I don’t know that these are all cause and effect, but just interesting overlays. The Mexico one is clear to Americans - people who immigrate from Mexico choose to stay nearer to Mexico. Similar cultures, weather, etc. The areas previously being a part of Mexico is just coincidence.
There were a substantial number of people of Spanish-Imperial descent (of a variety of conditions) who didn't just move south when the border moved. Even now you see old families who identify as Mexican with the submotto "we didn't cross the border, the border crossed us". Keep in mind that much of that area was under Spanish and/or Mexican control for almost twice as long as it has been in the US (~1550-1846 vs 1846-present).
I don't (I'd imagine it's of a similar quality to people in the US northeast whose ancestors came over on the Mayflower).

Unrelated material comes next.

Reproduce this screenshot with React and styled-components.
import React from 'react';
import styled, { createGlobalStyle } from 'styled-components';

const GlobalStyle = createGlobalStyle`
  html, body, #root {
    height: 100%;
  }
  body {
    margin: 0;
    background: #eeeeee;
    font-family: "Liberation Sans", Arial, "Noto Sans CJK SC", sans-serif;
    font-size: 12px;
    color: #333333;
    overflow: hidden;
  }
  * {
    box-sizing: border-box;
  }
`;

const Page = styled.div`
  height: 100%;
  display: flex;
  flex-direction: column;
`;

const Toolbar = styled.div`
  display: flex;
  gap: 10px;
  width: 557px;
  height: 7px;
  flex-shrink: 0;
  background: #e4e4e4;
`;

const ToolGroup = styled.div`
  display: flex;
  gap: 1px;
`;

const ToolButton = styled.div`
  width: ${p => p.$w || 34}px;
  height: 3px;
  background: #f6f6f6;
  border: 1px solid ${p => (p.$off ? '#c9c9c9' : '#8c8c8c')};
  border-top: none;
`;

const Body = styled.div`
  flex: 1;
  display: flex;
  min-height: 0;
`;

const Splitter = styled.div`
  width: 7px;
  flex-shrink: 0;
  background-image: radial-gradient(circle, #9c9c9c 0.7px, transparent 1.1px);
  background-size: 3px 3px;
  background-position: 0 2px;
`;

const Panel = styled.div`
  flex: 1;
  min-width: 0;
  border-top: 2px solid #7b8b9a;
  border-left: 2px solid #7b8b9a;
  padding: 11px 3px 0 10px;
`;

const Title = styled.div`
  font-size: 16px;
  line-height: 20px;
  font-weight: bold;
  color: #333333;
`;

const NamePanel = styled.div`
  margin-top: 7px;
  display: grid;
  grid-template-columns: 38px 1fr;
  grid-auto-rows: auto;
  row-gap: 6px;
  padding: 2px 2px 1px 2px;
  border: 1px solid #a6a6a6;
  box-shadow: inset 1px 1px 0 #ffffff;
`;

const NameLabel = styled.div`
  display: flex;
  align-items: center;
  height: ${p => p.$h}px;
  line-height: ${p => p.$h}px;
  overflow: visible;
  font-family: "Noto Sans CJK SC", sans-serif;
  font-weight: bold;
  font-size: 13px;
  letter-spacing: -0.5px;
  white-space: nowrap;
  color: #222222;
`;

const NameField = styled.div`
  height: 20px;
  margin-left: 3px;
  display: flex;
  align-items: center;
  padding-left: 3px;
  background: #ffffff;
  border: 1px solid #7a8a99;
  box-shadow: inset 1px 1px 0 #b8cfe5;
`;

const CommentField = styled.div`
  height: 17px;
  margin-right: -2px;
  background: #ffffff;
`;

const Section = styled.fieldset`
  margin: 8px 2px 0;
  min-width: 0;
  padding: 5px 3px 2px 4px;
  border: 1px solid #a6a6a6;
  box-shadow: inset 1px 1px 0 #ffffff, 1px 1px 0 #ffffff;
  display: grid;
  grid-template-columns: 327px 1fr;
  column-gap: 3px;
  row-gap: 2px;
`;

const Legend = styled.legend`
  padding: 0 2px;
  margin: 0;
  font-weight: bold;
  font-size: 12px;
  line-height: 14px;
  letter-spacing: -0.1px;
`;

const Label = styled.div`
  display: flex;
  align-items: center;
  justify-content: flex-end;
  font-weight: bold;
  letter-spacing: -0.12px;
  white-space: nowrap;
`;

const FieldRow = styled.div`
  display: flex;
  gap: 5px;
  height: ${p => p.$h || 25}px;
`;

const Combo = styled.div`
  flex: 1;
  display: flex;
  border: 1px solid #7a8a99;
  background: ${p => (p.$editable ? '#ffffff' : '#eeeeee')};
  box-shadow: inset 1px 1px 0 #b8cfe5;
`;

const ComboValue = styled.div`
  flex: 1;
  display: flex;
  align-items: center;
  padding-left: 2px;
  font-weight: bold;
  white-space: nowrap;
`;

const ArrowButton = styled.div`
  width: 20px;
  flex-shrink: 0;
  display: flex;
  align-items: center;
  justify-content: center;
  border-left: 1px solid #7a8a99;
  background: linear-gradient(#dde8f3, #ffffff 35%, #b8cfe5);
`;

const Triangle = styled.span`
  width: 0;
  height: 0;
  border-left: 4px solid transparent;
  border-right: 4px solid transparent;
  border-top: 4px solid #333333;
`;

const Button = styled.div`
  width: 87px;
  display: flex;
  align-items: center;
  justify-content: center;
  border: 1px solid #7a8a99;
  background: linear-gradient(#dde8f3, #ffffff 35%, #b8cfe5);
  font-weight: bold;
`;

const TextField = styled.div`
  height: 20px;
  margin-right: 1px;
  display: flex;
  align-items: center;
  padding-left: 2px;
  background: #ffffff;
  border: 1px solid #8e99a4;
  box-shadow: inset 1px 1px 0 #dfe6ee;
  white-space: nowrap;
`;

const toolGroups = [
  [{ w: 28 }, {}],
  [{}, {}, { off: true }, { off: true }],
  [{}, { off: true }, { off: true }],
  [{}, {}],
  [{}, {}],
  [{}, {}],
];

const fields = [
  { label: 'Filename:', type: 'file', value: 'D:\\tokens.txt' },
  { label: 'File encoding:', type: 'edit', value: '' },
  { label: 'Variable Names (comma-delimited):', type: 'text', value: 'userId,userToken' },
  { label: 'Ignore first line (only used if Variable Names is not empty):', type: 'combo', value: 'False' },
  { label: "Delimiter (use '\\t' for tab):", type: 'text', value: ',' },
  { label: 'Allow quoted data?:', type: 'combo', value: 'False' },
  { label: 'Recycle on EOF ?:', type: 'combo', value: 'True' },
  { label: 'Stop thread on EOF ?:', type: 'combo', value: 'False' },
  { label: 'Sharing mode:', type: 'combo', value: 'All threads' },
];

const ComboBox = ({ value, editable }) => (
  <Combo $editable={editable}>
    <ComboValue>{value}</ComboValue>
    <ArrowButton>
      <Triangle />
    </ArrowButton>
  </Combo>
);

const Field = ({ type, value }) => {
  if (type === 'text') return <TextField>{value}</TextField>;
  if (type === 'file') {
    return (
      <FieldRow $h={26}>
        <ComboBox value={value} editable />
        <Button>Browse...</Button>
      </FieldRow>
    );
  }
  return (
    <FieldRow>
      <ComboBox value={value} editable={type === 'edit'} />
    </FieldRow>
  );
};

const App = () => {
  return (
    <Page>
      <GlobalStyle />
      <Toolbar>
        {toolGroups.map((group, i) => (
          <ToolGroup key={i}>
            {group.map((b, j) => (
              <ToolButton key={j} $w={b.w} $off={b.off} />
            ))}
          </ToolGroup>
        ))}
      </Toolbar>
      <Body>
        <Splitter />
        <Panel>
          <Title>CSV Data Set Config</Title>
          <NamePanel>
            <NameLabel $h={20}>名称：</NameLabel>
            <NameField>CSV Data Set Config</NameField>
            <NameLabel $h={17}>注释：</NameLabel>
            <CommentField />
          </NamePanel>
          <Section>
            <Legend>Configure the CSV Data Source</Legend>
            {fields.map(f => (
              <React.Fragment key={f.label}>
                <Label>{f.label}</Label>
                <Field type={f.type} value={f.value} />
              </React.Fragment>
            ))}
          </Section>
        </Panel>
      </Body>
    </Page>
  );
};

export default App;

However, I wouldn't be surprised at the finding that their presence has had a network effect (and a cultural effect) that encouraged people coming from Mexico more recently to settle in that area rather than (for example) spread into the Louisiana Purchase territory, for the same reasons that immigration from other countries also tends to settle and self-perpetuate in enclaves.
Sure, I just mean that the line is a lot fuzzier than most of the other examples. Like if you showed me just the modern Polish map in the first one, I could clearly draw a pretty accurate approximation of the historical German border. But I don't think you could get nearly as accurate of a historical Mexican border from the modern population map. And in few areas where you can, it's also a modern border (Texas-Louisiana for example).
It's just a less compelling example than the others.